DATA PROVIDED:

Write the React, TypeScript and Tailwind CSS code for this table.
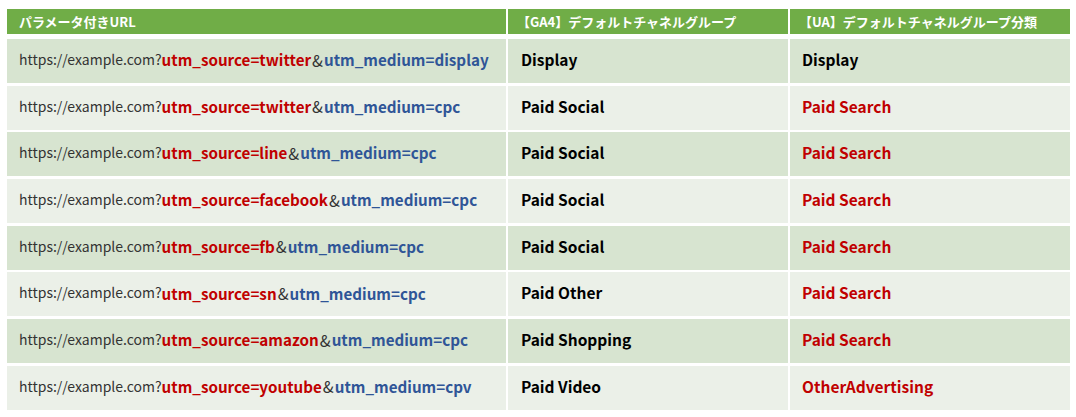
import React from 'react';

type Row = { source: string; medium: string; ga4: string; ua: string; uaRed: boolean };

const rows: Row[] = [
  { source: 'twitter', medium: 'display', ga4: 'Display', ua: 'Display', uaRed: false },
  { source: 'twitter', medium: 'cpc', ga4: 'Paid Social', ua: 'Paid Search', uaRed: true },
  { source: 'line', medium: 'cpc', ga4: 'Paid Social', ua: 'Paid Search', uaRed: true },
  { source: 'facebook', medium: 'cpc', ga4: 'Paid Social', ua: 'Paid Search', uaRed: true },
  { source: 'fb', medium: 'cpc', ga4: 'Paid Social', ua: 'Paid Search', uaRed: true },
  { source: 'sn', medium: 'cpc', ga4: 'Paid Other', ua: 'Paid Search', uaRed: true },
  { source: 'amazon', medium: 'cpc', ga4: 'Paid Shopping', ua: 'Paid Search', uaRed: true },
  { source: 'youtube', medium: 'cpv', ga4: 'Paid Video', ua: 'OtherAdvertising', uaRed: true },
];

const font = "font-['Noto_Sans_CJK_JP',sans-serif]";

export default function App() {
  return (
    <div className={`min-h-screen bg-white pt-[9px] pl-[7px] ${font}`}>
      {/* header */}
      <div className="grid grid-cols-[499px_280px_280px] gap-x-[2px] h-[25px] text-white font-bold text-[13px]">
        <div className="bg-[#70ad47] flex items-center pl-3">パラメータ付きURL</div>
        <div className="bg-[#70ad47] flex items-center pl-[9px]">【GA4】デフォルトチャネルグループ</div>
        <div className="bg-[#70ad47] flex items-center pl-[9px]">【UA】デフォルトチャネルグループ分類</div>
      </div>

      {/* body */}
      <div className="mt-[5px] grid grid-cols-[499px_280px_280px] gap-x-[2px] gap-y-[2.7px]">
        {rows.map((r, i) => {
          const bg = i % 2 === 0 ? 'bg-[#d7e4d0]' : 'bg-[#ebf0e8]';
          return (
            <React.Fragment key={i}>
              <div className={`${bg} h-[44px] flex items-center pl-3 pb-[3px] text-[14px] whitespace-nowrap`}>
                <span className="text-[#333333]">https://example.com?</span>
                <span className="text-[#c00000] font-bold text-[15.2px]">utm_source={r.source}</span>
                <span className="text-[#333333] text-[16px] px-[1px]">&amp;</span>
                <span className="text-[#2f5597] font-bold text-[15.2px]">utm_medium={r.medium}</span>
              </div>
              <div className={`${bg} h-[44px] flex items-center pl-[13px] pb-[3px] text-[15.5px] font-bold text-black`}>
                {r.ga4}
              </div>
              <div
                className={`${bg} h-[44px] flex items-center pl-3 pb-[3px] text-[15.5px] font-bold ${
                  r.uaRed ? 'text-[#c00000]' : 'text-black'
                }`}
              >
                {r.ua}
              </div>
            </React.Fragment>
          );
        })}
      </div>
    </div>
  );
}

--

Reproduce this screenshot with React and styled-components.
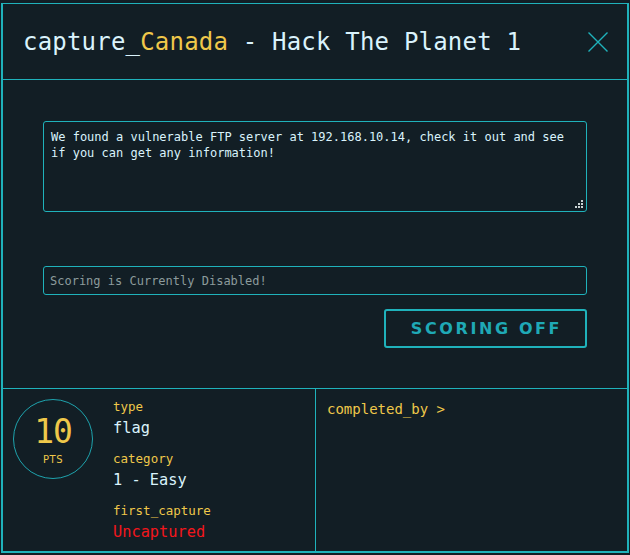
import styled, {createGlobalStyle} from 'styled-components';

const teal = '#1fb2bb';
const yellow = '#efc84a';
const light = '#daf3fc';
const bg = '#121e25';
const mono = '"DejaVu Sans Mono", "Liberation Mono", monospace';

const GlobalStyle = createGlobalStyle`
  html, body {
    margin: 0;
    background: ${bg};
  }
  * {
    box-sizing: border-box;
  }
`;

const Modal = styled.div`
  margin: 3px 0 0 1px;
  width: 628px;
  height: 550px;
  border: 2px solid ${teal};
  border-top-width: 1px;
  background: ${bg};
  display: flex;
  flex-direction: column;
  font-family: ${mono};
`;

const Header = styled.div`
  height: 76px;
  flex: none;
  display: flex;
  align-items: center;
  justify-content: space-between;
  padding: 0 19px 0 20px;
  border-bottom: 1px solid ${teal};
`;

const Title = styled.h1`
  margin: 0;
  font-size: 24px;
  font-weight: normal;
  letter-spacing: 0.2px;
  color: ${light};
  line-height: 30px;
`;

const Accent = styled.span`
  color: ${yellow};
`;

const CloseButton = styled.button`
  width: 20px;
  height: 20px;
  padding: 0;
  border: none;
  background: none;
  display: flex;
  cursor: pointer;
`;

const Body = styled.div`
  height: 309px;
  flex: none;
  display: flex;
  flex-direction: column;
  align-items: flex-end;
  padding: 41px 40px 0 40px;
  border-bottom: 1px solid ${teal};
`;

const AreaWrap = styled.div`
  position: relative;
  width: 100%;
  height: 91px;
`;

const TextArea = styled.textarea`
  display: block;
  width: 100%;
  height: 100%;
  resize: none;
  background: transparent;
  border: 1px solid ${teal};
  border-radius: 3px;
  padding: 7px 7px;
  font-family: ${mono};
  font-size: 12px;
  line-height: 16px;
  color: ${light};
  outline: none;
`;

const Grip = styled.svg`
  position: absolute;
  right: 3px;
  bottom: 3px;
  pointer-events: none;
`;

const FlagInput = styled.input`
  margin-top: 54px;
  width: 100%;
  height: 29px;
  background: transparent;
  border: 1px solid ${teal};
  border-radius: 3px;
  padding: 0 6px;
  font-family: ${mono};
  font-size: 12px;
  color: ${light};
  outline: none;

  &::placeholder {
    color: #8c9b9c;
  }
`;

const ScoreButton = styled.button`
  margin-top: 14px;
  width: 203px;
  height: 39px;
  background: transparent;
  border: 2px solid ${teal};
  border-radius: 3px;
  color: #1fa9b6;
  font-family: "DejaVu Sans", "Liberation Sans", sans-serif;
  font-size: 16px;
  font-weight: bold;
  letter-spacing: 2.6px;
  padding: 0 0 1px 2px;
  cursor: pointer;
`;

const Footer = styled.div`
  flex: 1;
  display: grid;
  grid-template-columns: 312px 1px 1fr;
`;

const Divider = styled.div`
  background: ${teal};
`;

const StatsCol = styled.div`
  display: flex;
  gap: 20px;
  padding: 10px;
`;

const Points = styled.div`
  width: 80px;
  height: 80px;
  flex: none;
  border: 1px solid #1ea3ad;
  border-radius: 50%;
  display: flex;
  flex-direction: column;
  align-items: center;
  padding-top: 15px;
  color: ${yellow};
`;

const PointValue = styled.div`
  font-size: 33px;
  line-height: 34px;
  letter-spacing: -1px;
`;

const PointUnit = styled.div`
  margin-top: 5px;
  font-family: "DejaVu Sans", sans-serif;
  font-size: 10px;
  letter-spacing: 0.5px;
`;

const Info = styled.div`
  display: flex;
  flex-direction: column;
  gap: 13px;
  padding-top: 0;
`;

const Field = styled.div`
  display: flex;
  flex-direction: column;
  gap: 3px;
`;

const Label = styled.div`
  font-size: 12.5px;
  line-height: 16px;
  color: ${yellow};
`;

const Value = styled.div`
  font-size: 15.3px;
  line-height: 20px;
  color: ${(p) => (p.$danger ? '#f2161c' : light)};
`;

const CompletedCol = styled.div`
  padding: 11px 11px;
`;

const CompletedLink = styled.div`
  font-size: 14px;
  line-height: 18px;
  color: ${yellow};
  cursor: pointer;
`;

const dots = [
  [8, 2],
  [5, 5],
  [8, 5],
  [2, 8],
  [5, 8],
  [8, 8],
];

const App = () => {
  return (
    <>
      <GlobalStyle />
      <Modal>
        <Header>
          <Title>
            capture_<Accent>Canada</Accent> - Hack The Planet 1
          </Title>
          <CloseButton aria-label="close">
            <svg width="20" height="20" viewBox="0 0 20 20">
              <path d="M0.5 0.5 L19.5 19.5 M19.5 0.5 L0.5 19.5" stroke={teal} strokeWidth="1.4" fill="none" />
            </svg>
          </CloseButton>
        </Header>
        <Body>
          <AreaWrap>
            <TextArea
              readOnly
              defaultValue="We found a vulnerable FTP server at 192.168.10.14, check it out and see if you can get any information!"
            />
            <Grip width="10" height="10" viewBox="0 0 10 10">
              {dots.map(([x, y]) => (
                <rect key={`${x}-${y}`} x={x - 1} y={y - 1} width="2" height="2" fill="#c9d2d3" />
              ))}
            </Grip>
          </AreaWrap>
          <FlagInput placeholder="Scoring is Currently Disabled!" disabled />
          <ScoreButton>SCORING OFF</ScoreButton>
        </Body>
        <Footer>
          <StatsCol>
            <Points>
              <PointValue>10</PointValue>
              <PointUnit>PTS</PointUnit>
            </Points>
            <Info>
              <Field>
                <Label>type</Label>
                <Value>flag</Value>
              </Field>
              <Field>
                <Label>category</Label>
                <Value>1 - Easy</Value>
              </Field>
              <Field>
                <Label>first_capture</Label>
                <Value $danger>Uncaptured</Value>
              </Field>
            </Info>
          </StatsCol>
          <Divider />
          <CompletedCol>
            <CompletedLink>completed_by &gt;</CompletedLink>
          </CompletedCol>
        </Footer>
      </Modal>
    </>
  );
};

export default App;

EXERCISE DESCRIPTION:
How many lines of these entries contain "components"? Answer with the number and nothing else.

ANSWER:
2